◆ GIVEN INFORMATION:

========================================================================

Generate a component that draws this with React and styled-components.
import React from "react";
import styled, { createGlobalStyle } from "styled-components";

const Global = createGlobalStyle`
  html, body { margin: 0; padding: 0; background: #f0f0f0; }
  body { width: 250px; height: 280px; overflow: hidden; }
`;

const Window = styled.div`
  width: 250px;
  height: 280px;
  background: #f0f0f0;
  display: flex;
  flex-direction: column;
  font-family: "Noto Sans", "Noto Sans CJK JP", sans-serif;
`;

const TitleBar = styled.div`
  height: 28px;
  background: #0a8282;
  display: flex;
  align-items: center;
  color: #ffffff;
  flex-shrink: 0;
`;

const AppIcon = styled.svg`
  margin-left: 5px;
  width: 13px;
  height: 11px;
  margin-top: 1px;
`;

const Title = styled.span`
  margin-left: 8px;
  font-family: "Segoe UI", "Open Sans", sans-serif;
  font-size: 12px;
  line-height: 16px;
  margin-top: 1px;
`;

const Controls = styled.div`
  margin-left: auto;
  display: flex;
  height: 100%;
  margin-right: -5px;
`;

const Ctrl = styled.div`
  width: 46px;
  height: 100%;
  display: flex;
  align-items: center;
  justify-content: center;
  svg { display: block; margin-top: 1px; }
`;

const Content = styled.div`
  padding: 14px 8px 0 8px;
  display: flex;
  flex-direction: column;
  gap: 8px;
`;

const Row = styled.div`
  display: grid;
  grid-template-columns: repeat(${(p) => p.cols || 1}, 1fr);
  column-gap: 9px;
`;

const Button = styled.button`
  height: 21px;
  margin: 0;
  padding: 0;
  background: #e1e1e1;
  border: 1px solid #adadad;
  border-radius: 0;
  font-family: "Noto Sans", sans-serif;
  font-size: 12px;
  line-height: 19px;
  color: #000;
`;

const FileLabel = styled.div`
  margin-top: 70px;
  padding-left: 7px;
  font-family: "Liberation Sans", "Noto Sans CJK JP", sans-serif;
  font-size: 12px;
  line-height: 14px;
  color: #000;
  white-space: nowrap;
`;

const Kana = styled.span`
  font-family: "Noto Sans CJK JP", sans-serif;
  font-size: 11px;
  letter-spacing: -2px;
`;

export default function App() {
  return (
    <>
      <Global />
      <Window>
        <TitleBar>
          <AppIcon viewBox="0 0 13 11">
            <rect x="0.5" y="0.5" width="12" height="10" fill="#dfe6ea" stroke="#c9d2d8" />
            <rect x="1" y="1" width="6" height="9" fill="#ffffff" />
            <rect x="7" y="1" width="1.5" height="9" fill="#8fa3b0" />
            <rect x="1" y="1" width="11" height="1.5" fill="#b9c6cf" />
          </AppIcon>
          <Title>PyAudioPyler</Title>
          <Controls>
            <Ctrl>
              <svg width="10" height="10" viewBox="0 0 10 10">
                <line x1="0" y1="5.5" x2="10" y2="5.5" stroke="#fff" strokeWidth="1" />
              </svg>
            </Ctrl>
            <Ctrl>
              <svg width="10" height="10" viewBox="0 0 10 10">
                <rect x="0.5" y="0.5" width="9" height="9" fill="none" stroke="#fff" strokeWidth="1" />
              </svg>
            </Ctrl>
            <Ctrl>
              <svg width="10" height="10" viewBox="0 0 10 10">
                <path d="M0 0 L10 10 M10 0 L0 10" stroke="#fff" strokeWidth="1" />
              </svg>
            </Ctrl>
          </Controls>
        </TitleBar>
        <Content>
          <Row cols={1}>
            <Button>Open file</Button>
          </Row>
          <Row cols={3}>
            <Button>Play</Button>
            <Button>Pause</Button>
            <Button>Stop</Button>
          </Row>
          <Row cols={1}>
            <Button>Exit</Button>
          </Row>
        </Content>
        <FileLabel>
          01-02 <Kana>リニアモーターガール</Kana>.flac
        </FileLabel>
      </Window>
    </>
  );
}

========================================================================

◆ AIM: Report each line of the material above where the word "components" appears.

◆ OUTPUT BELOW:
Generate a component that draws this with React and styled-components.
import styled, { createGlobalStyle } from "styled-components";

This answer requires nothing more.